Мне стало стыдно, что я своего командира корпуса и князя с такой старинной фамилией назвал «господин генерал» в своем рапорте. Оказывается — генерал князь Долгоруков инспектировал моральное настроение своих частей, так как назрело, известное потом, выступление генерала Корнилова*.
Корниловское выступление
Пребывание полка в Ууси-кирка сильно оздоровило всех, отодвинув на второй план жуткие дни революции. Назначение на пост Верховного Главнокомандующего генерала Корнилова порадовало казаков. Все соскучились по твердой власти и считали, что генерал Корнилов «подтянет всех»! К тому же им льстило, что родом он был казак Сибирского войска. В полку слышали, Керенский очень считался с настроением Петроградского совета, который буквально парализовал волю и действия правительства. Генерал же Корнилов — шел против этих советов.

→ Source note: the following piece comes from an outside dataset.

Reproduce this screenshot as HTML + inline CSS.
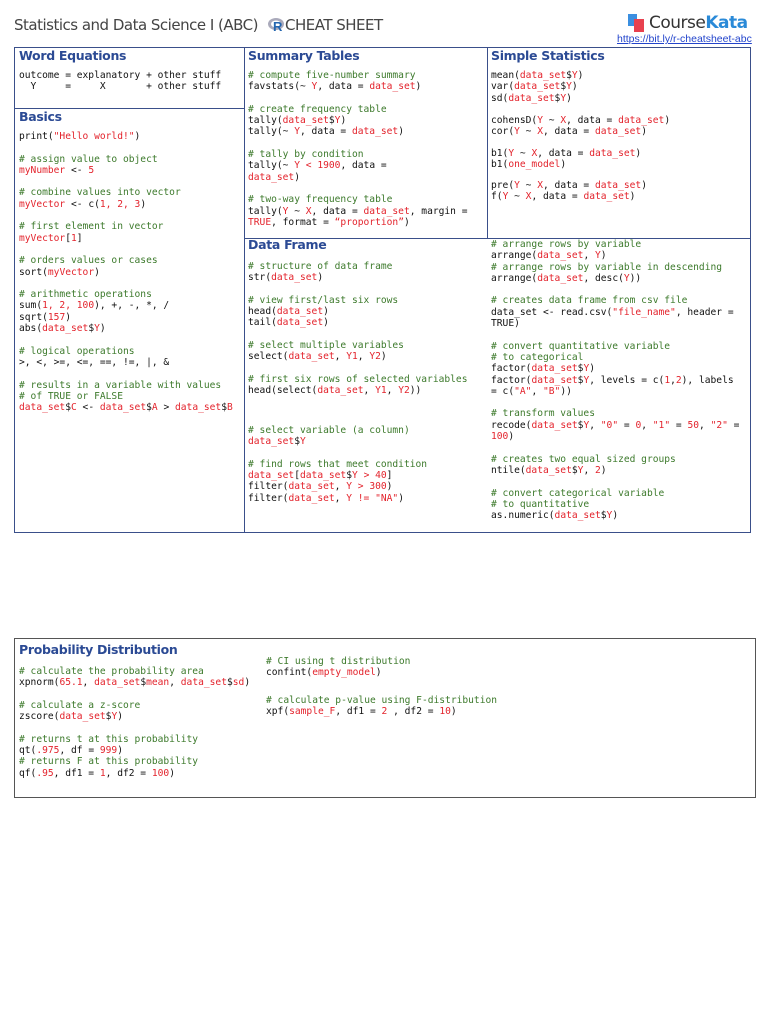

Душой наш полк был полностью на стороне генерала Корнилова. Когда же после катастрофического «июльского наступления», или, как он озаглавлен был потом, «тернопольский разгром», генерал Корнилов, тогда Главнокомандующий Юго-Западным фронтом, минуя Ставку Верховного Главнокомандующего генерала Брусилова, прислал Временному правительству свой ультиматум, — у казаков личность его стала священно-героической.
Вот его телеграмма-ультиматум Временному правительству, которой казаки зачитывались как священными словами: «Армия обезумевших темных людей, не ограждавшихся властью от систематического развращения и разложения, потерявших чувство человеческого достоинства — бежит... На полях, которые нельзя даже назвать полями сражений — царит сплошной ужас, позор и срам, которых Русская Армия еще не знала с самого начала своего существования...
Меры правительственной кротости расшатали дисциплину и вызывают беспорядочную жестокость ничем не сдерживающихся масс. Эта стихия проявляется в насилиях, грабежах и убийствах... Смертная казнь спасет многие невинные жизни ценою гибели немногих изменников, предателей и трусов...
Это бедствие должно быть прекращено. И этот стыд — или будет снят революционным правительством, или, если оно не сумеет этого сделать, — неизбежным ходом истории будут выдвинуты другие люди...
Я, генерал Корнилов, вся жизнь которого от первого дня .сознательного существования и доныне в беззаветном служении Родине — заявляю, что Отечество гибнет, и потому, хотя и не спрошенный, — требую немедленного прекращения наступления на всех фронтах в целях сохранения и спасения армии для реорганизации на началах строгой дисциплины, и дабы не жертвовать жизнью немногих героев, имеющих право увидеть лучшие дни. Необходимо немедленно, в качестве временной меры, исключительно вызываемой безвыходностью создавшегося положения, введение смертной казни и учреждение полевых судов на театре военных действий. ДОВОЛЬНО!
Я заявляю, что если правительство не утвердит предлагаемых мною мер и тем лишит меня единственного средства спасти армию и использовать ее по действительному назначению для защиты Родины и Свободы — то я, генерал Корнилов, самовольно слагаю с себя полномочия Главнокомандующего. Генерал Корнилов».